Là où s'opère le changement, quand on rencontre ce genre de situation, c'est de ne pas nourrir de rancœur à l'encontre de votre enfant ou de vous-mêmes, et de ne pas ajouter des ondes négatives dans une situation déjà bien difficile.

Idem si vous avez deux enfants en bas âge et que vous aimeriez bien que votre deux ans se passe de couches parce que vous avez l'impression qu'en votre 6 mois et lui, vous passez votre temps à ça.
Idem si votre enfant rechigne à manger ce que vous avez mis du temps à préparer pour lui, etc.

Quant au conjoint récalcitrant....... Faites lui lire cet article ! ^_^ Et si vous arrivez à le faire changer d'avis revenez me le dire, hein ?
Blague à part, prenez le temps d'en parler, d'entendre ses craintes, de les respecter, et d'y répondre. Demandez-lui de l'aide. Et je pense que vous avez le droit de lui rappeler toute l'énergie que vous donnez, que parfois vous sacrifiez à vos enfants et que vous avez besoin de son soutien.

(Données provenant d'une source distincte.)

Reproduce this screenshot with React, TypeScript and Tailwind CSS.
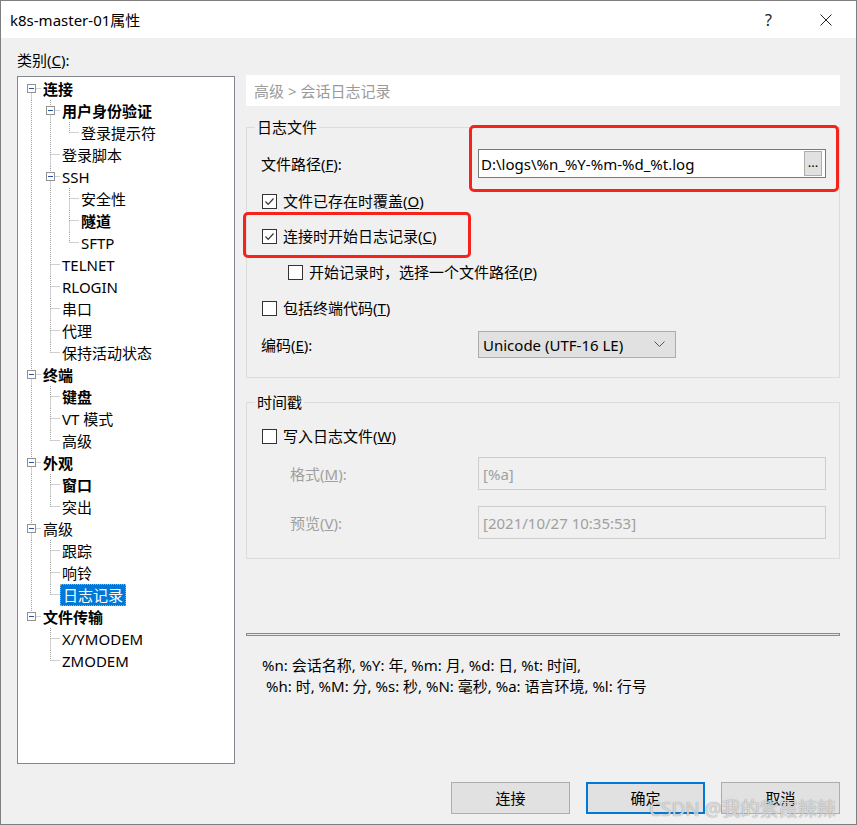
import React from "react";

type Node = {
  label: string;
  bold?: boolean;
  selected?: boolean;
  children?: Node[];
};

const tree: Node[] = [
  {
    label: "连接",
    bold: true,
    children: [
      { label: "用户身份验证", bold: true, children: [{ label: "登录提示符" }] },
      { label: "登录脚本" },
      {
        label: "SSH",
        children: [{ label: "安全性" }, { label: "隧道", bold: true }, { label: "SFTP" }],
      },
      { label: "TELNET" },
      { label: "RLOGIN" },
      { label: "串口" },
      { label: "代理" },
      { label: "保持活动状态" },
    ],
  },
  {
    label: "终端",
    bold: true,
    children: [{ label: "键盘", bold: true }, { label: "VT 模式" }, { label: "高级" }],
  },
  { label: "外观", bold: true, children: [{ label: "窗口", bold: true }, { label: "突出" }] },
  {
    label: "高级",
    children: [{ label: "跟踪" }, { label: "响铃" }, { label: "日志记录", selected: true }],
  },
  { label: "文件传输", bold: true, children: [{ label: "X/YMODEM" }, { label: "ZMODEM" }] },
];

type Row = {
  node: Node;
  guides: boolean[];
  hasNext: boolean;
  first: boolean;
  level: number;
};

const flatten = (nodes: Node[], guides: boolean[], level: number, out: Row[]) => {
  nodes.forEach((node, i) => {
    const hasNext = i < nodes.length - 1;
    out.push({ node, guides, hasNext, first: level === 0 && i === 0, level });
    if (node.children) flatten(node.children, [...guides, hasNext], level + 1, out);
  });
  return out;
};

const rows = flatten(tree, [], 0, []);

const dot = { stroke: "#a0a0a0", strokeWidth: 1, strokeDasharray: "1 1" };

const GuideCell = ({ on }: { on: boolean }) => (
  <svg width="19" height="22" className="shrink-0">
    {on && <line x1="9.5" y1="0" x2="9.5" y2="22" {...dot} />}
  </svg>
);

const OwnCell = ({ row }: { row: Row }) => (
  <svg width="19" height="22" className="shrink-0">
    {!row.first && <line x1="9.5" y1="0" x2="9.5" y2="10.5" {...dot} />}
    {row.hasNext && <line x1="9.5" y1="10.5" x2="9.5" y2="22" {...dot} />}
    <line x1="9.5" y1="10.5" x2="19" y2="10.5" {...dot} />
    {row.node.children && (
      <>
        <rect x="5.5" y="6.5" width="8" height="8" fill="#fff" stroke="#919191" />
        <line x1="7" y1="10.5" x2="12" y2="10.5" stroke="#2a52a8" />
      </>
    )}
  </svg>
);

const Check = ({ checked, label }: { checked?: boolean; label: React.ReactNode }) => (
  <div className="flex items-center h-[20px]">
    <div className="w-[15px] h-[15px] border border-[#333] bg-white flex items-center justify-center">
      {checked && (
        <svg width="11" height="11" viewBox="0 0 11 11">
          <path d="M1.5 5.5 L4.2 8.3 L9.5 2.5" fill="none" stroke="#333" strokeWidth="1.2" />
        </svg>
      )}
    </div>
    <span className="ml-[6px]">{label}</span>
  </div>
);

const Legend = ({ children }: { children: React.ReactNode }) => (
  <legend className="ml-[8px] px-[2px] leading-[20px]">{children}</legend>
);

const Button = ({ children, primary }: { children: React.ReactNode; primary?: boolean }) => (
  <div
    className={`w-[119px] h-[32px] flex items-center justify-center bg-[#e1e1e1] ${
      primary ? "border-2 border-[#0078d7]" : "border border-[#adadad]"
    }`}
  >
    {children}
  </div>
);

export default function App() {
  return (
    <div className="relative w-[857px] h-[825px] overflow-hidden border border-[#7f7f7f] bg-[#f0f0f0] text-[15px] leading-[20px] text-black font-['Noto_Sans','Noto_Sans_CJK_SC',sans-serif]">
      {/* title bar */}
      <div className="h-[37px] bg-white flex items-center pl-[9px] pr-[24px]">
        <span>k8s-master-01属性</span>
        <span className="ml-auto mr-[48px] text-[16px] text-[#222]">?</span>
        <svg width="12" height="12" viewBox="0 0 12 12">
          <path d="M0.5 0.5 L11.5 11.5 M11.5 0.5 L0.5 11.5" stroke="#222" strokeWidth="1" />
        </svg>
      </div>

      <div className="px-[16px] pt-[12px]">
        <div>
          类别(<u>C</u>):
        </div>

        <div className="flex items-start mt-[5px]">
          {/* tree */}
          <div className="mt-[1px] w-[218px] h-[688px] shrink-0 border border-[#828790] bg-white pl-[4px] pt-[1px]">
            {rows.map((row, i) => (
              <div key={i} className="flex h-[22px] items-center">
                {row.guides.map((g, j) => (
                  <GuideCell key={j} on={g} />
                ))}
                <OwnCell row={row} />
                <div
                  className={`h-[22px] flex items-center px-[2px] whitespace-nowrap ${
                    row.node.bold ? "font-bold" : ""
                  } ${
                    row.node.selected
                      ? "bg-[#0078d7] text-white border border-dotted border-[#e8a040]"
                      : ""
                  }`}
                >
                  {row.node.label}
                </div>
              </div>
            ))}
          </div>

          {/* right panel */}
          <div className="ml-[11px] w-[594px] flex flex-col">
            <div className="h-[31px] bg-white flex items-center pl-[8px] text-[#9a9a9a]">
              高级 &gt; 会话日志记录
            </div>

            <fieldset className="mt-[11px] border border-[#dcdcdc] pb-[19px]">
              <Legend>日志文件</Legend>
              <div className="flex items-center h-[29px] mt-[12px]">
                <div className="w-[231px] pl-[14px]">
                  文件路径(<u>F</u>):
                </div>
                <div className="w-[348px] h-[29px] border border-[#7a7a7a] bg-white flex items-center pl-[2px]">
                  <span className="flex-1">D:\logs\%n_%Y-%m-%d_%t.log</span>
                  <div className="w-[18px] h-[25px] mr-[3px] bg-[#e1e1e1] border border-[#adadad] flex items-center justify-center text-[13px] leading-none pb-[2px]">
                    ...
                  </div>
                </div>
              </div>

              <div className="pl-[15px] mt-[13px]">
                <Check checked label={<>文件已存在时覆盖(<u>O</u>)</>} />
              </div>
              <div className="pl-[15px] mt-[15px]">
                <Check checked label={<>连接时开始日志记录(<u>C</u>)</>} />
              </div>
              <div className="pl-[41px] mt-[16px]">
                <Check label={<>开始记录时，选择一个文件路径(<u>P</u>)</>} />
              </div>
              <div className="pl-[15px] mt-[16px]">
                <Check label={<>包括终端代码(<u>T</u>)</>} />
              </div>

              <div className="flex items-center h-[27px] mt-[13px]">
                <div className="w-[231px] pl-[14px]">
                  编码(<u>E</u>):
                </div>
                <div className="w-[198px] h-[27px] border border-[#adadad] bg-[#e1e1e1] flex items-center pl-[4px] pr-[10px]">
                  <span className="flex-1">Unicode (UTF-16 LE)</span>
                  <svg width="11" height="7" viewBox="0 0 11 7">
                    <polyline points="0.5,0.5 5.5,5.5 10.5,0.5" fill="none" stroke="#555" />
                  </svg>
                </div>
              </div>
            </fieldset>

            <fieldset className="mt-[14px] border border-[#dcdcdc] pb-[19px]">
              <Legend>时间戳</Legend>
              <div className="pl-[15px] mt-[14px]">
                <Check label={<>写入日志文件(<u>W</u>)</>} />
              </div>
              <div className="flex items-center h-[33px] mt-[11px] text-[#a0a0a0]">
                <div className="w-[231px] pl-[43px]">
                  格式(<u>M</u>):
                </div>
                <div className="w-[348px] h-[33px] border border-[#cccccc] flex items-center pl-[4px]">
                  [%a]
                </div>
              </div>
              <div className="flex items-center h-[33px] mt-[16px] text-[#a0a0a0]">
                <div className="w-[231px] pl-[43px]">
                  预览(<u>V</u>):
                </div>
                <div className="w-[348px] h-[33px] border border-[#cccccc] flex items-center pl-[4px]">
                  [2021/10/27 10:35:53]
                </div>
              </div>
            </fieldset>

            <div className="mt-[74px] h-[3px] border border-[#8a8a8a] bg-[#e6e6e6]" />

            <div className="mt-[19px] pl-[16px] leading-[21px]">
              <div>%n: 会话名称, %Y: 年, %m: 月, %d: 日, %t: 时间,</div>
              <div className="pl-[4px]">%h: 时, %M: 分, %s: 秒, %N: 毫秒, %a: 语言环境, %l: 行号</div>
            </div>
          </div>
        </div>

        <div className="flex justify-end gap-[16px] mt-[18px]">
          <Button>连接</Button>
          <Button primary>确定</Button>
          <Button>取消</Button>
        </div>
      </div>

      {/* red annotation boxes */}
      <div className="absolute left-[468px] top-[124px] w-[370px] h-[67px] border-[3px] border-[#f5231b] rounded-[5px]" />
      <div className="absolute left-[242px] top-[211px] w-[228px] h-[46px] border-[3px] border-[#f5231b] rounded-[5px]" />

      {/* watermark */}
      <div className="absolute left-[648px] top-[796px] text-[19px] leading-[24px] text-white/70 [text-shadow:0_0_1px_#707070] whitespace-nowrap">
        CSDN @我的紫霞辣辣
      </div>
    </div>
  );
}
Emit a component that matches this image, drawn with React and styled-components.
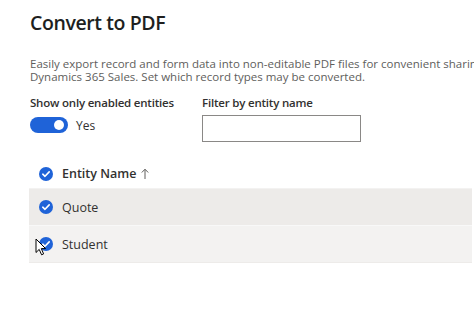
import React from 'react';
import styled, { createGlobalStyle } from 'styled-components';

const GlobalStyle = createGlobalStyle`
    html, body {
        margin: 0;
        padding: 0;
        background: #ffffff;
        overflow: hidden;
    }
    body {
        font-family: "Open Sans", "Noto Sans", "Liberation Sans", sans-serif;
        color: #323130;
    }
`

const Page = styled.div`
    padding: 9px 0 0 30px;
    width: 460px;
`

const Title = styled.h1`
    margin: 0;
    font-size: 19.5px;
    line-height: 28px;
    font-weight: 600;
    color: #201f1e;
    letter-spacing: -0.4px;
`

const Description = styled.p`
    margin: 20px 0 0;
    font-size: 11.5px;
    line-height: 13px;
    color: #605e5c;
    white-space: nowrap;
`

const Controls = styled.div`
    display: flex;
    gap: 24px;
    margin-top: 12px;
`

const Field = styled.div`
    display: flex;
    flex-direction: column;
    gap: 4px;
    width: ${p => p.width}px;
`

const Label = styled.label`
    font-size: 11.5px;
    line-height: 16px;
    font-weight: 600;
    color: #323130;
    white-space: nowrap;
    letter-spacing: -0.2px;
`

const ToggleRow = styled.div`
    display: flex;
    align-items: center;
    gap: 8px;
    height: 20px;
`

const Toggle = styled.div`
    width: 38px;
    height: 16px;
    border-radius: 8px;
    background: #1f63d8;
    display: flex;
    align-items: center;
    justify-content: flex-end;
    padding: 0 4px;
    box-sizing: border-box;
`

const Knob = styled.div`
    width: 10px;
    height: 10px;
    border-radius: 50%;
    background: #ffffff;
`

const ToggleText = styled.span`
    font-size: 12px;
    color: #323130;
`

const Input = styled.input`
    width: 159px;
    height: 27px;
    box-sizing: border-box;
    border: 1px solid #8a8886;
    border-radius: 0;
    background: #ffffff;
    margin: 0;
`

const Table = styled.div`
    margin-top: 17px;
    width: 443px;
    margin-left: -1px;
`

const Row = styled.div`
    display: flex;
    align-items: center;
    gap: 9px;
    height: ${p => (p.header ? 29 : 36)}px;
    padding-left: 10px;
    background: ${p => p.bg || 'transparent'};
    border-bottom: 1px solid ${p => (p.header ? '#f3f2f1' : p.bg === '#edebe9' ? '#f8f8f8' : '#edebe9')};
    font-size: 12.5px;
    color: #323130;
    position: relative;
`

const HeaderText = styled.span`
    font-weight: 600;
    display: flex;
    align-items: center;
    gap: 5px;
`

const Cursor = styled.svg`
    position: absolute;
    left: 6px;
    top: 12px;
`

const CheckCircle = () => (
    <svg width="14" height="14" viewBox="0 0 14 14">
        <circle cx="7" cy="7" r="7" fill="#1f63d8" />
        <path d="M3.8 7.2 L6 9.3 L10.2 4.9" stroke="#ffffff" strokeWidth="1.6" fill="none" strokeLinecap="round" strokeLinejoin="round" />
    </svg>
)

const UpArrow = () => (
    <svg width="8" height="12" viewBox="0 0 8 12">
        <path d="M4 11 V1.5 M0.8 4.5 L4 1.2 L7.2 4.5" stroke="#605e5c" strokeWidth="1" fill="none" />
    </svg>
)

const App = function(){
    return(
    <>
        <GlobalStyle />
        <Page>
            <Title>Convert to PDF</Title>
            <Description>
                Easily export record and form data into non-editable PDF files for convenient sharing with customers in<br />
                Dynamics 365 Sales. Set which record types may be converted.
            </Description>
            <Controls>
                <Field width={148}>
                    <Label>Show only enabled entities</Label>
                    <ToggleRow>
                        <Toggle><Knob /></Toggle>
                        <ToggleText>Yes</ToggleText>
                    </ToggleRow>
                </Field>
                <Field width={160}>
                    <Label>Filter by entity name</Label>
                    <Input type="text" />
                </Field>
            </Controls>
            <Table>
                <Row header>
                    <CheckCircle />
                    <HeaderText>Entity Name <UpArrow /></HeaderText>
                </Row>
                <Row bg="#edebe9">
                    <CheckCircle />
                    <span>Quote</span>
                </Row>
                <Row bg="#f3f2f1">
                    <CheckCircle />
                    <span>Student</span>
                    <Cursor width="12" height="18" viewBox="0 0 12 18">
                        <path d="M1 1 L1 14.5 L4.2 11.4 L6.6 16.8 L8.6 15.9 L6.3 10.6 L10.6 10.6 Z" fill="#ffffff" stroke="#000000" strokeWidth="1" strokeLinejoin="round" />
                    </Cursor>
                </Row>
            </Table>
        </Page>
    </>
    );
}

export default App;
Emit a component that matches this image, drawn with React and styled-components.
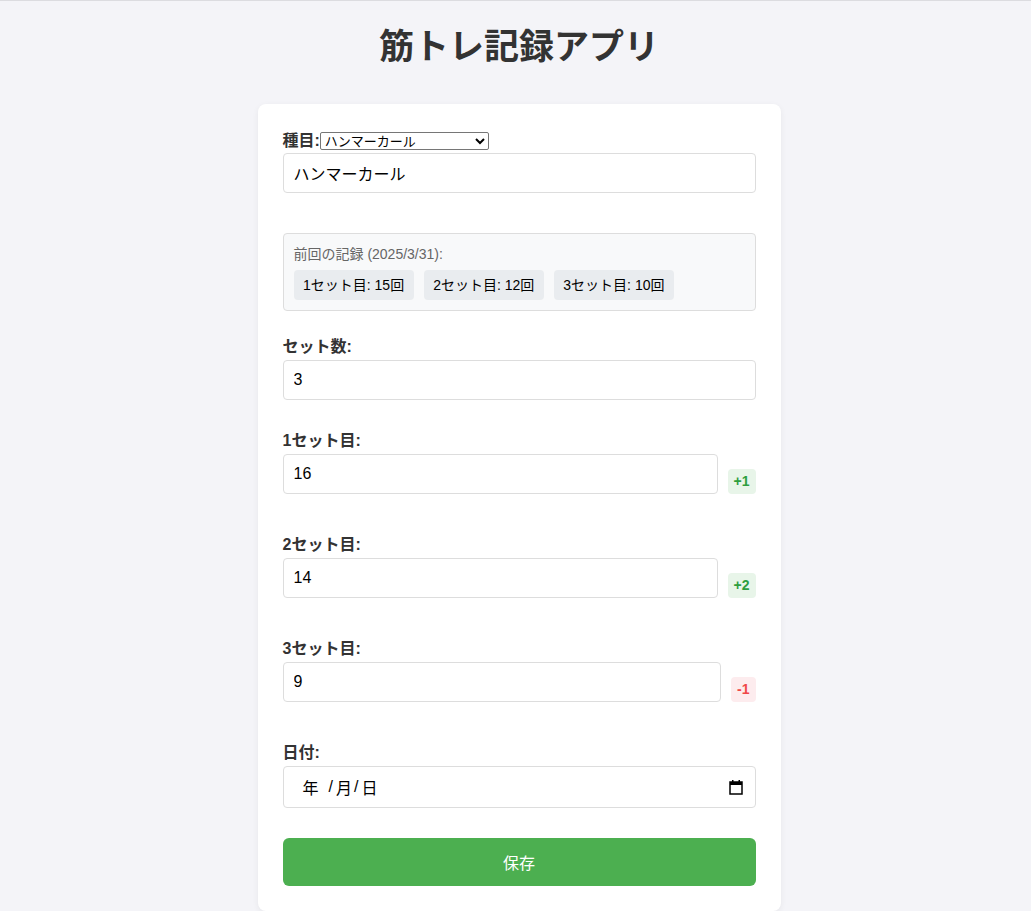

Que votre famille ne se portera que mieux si vous êtes l'un pour l'autre une source d'énergie positive et pas de rabaissement mutuel.

Quelques lectures

J'ai quand même retrouvé (de justesse avant de publier cet article) quelques échos à mes réflexions dans le livre de Catherine Dumonteil-Krémer « Une nouvelle autorité sans punition ni fessée ».

Et concernant l'alimentation, sans l'avoir lu moi-même, je me permets tout de même de recommander « Mon enfant ne mange pas » de Carlos Gonzalez, pour avoir lu cet auteur sur un autre ouvrage et pour les retours unanimement positifs que j'ai eu sur ce livre qui semble largement rejoindre mon opinion.
(de toutes façons, Carlos Gonzalez c'est un peu le grand partisan du « cool Raoul, écoutez vos enfants, et tout se passera bien ». ^_^).